Page 2 of 2The caustic rant might be James Murphy's natural medium, and "Pow Pow" is his most epic volley of shit-talk to date. As it starts with existential musing over lightly tropical disco, the spoken word of Talking Heads' "Once in a Lifetime" comes to mind. Murphy isn't as arch as David Byrne and much more scattered, dropping a meditation on subjectivity in mid-thought to note the quality of restaurants in his neighborhood. His mind flips at random from dissing Michael Musto to using President Obama as a bludgeon against holier-than-thou Euros. No one's sounded this convincingly extemporaneous since early Pavement, maybe. Of course, beneath all that, the groove remains meticulous. This sort of off-the-cuff goofiness has always been a key part of LCD Soundsystem's appeal, and lead single "Drunk Girls" is a typical mix of the seriously silly and the deceptively deep. Again, there's a whiff of Bowie, with a gender specific call and response a la "Boys Keep Swinging." But it sounds like nothing so much as grad students trying to turn their minds off on Spring Break, but unable to stop dissecting the semiotics of the surrounding hedonism.
Murphy's original trick was to cast the scenester as star. In "Losing My Edge" he brought to the foreground a certain type of cultural appreciator, gadflies who know everything about everything and tinker on the margins of inspiration ("working on the organ sounds" maybe) without actually producing anything of their own. They're the sort who fantasizes about how great it'd be to get Daft Punk to play a house party, rather than how great it'd be to be Daft Punk. This Is Happening's great meta moment, "You Wanted a Hit," illustrates LCD's growth from presumed hipster novelty to treasured indie paragon. Antagonism between profit-minded corporate suits and sweet, noble artists has been an ever-present storyline in pop music. Given his critical clout and loyal audience (in addition to his cage-fighting prowess) it seems unlikely that anyone is actually giving Murphy that much shit about topping the charts, but it's exactly the kind of classic record clerk conversation you'd expect him to dive into now that he's the product being dissected over the counter. A willfully obtuse lead-in guarantees that this one won't be on the radio, but it's catchy and tough—though not as fierce as it'll sound live in six months, if you believe the lyrics.

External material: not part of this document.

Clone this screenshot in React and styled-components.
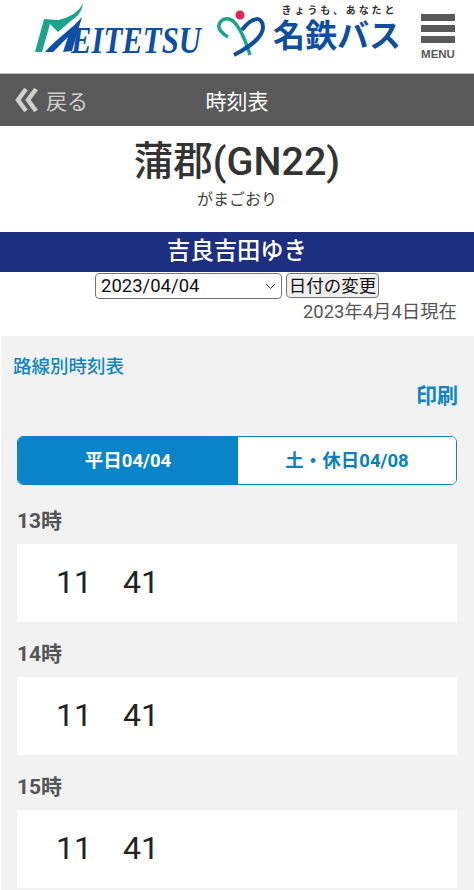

Murphy has suggested that This Is Happening might be the last LCD Soundsystem record. With his exhaustive knowledge of rock history, leaving a slim, consistent catalog might hold a heightened allure. The band's breakout songs, "Someone's Great" and "All My Friends," opened their aesthetic up, providing genuine emotional resonance to a band previously defined by knowing distance. They weren't love songs, exactly, a legacy-hole plugged by the new wave highlight "I Can Change." In it, love is described as "a murderer," a "curse wrapped in a hearse," as "bad poetry," none of which stop Murphy from pleading for it, heart-on-sleeve. His voice is sweet, miles from the adenoidal Mark E. Smith tics of his first record. The breezy warmth extends to the album-closing "Home." Where Murphy used to mock from the sidelines, he now provides intimate, friendly advice to openly accept life's comforts. "Look around you, you're surrounded, it won't get any better," he says. Whether or not this is the LCD Soundsystem's swan song, it's hard to imagine how it could.